#### SET TASK
Repeat exactly the lines running from the first line of the data to the line containing "const [active, setActive] = useState(0);", both ends included, and nothing else; drop the pictures.

#### DATA BLOCK
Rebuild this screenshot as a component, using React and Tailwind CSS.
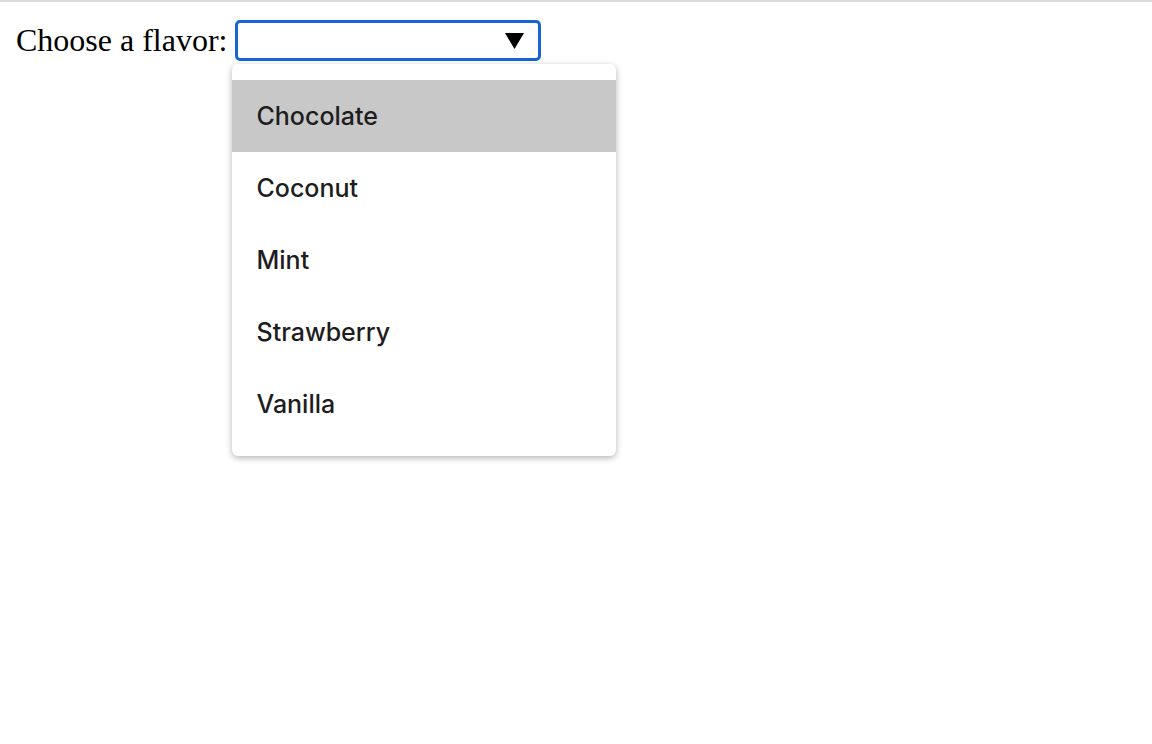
import { useState } from 'react';

const FLAVORS = ['Chocolate', 'Coconut', 'Mint', 'Strawberry', 'Vanilla'];

export default function App() {
  const [active, setActive] = useState(0);

  return (
    <div className="h-[744px] w-[1152px] overflow-hidden bg-white">
      <div className="h-[3px] border-t-2 border-[#dcdcdc]" />
      <div className="flex items-start gap-[7px] pl-4 pt-[17px]">
        <label
          htmlFor="flavor"
          className="pt-[1px] font-['Liberation_Serif',serif] text-[32px] leading-[38px] text-black"
        >
          Choose a flavor:
        </label>
        <div className="relative">
          <button
            id="flavor"
            className="flex h-[41px] w-[306px] items-center justify-end rounded-[5px] border-[3px] border-[#1766d0] bg-white pr-[14px]"
          >
            <svg width="19" height="16" viewBox="0 0 19 16">
              <path d="M0 0H19L9.5 16Z" fill="#000" />
            </svg>
          </button>
          <ul className="absolute left-[-3px] top-[44px] w-[384px] rounded-[6px] bg-white py-4 shadow-[0_2px_6px_rgba(0,0,0,0.3)]">
            {FLAVORS.map((name, i) => (
              <li
                key={name}
                onMouseEnter={() => setActive(i)}
                className={`flex h-[72px] items-center pl-[25px] pt-[2px] font-['Inter',sans-serif] text-[25px] font-medium text-[#1d1d21] ${
                  i === active ? 'bg-[#c8c8c8]' : ''
                }`}
              >
                {name}
              </li>
            ))}
          </ul>
        </div>
      </div>
    </div>
  );
}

#### THE SOLUTION
Rebuild this screenshot as a component, using React and Tailwind CSS.
import { useState } from 'react';

const FLAVORS = ['Chocolate', 'Coconut', 'Mint', 'Strawberry', 'Vanilla'];

export default function App() {
  const [active, setActive] = useState(0);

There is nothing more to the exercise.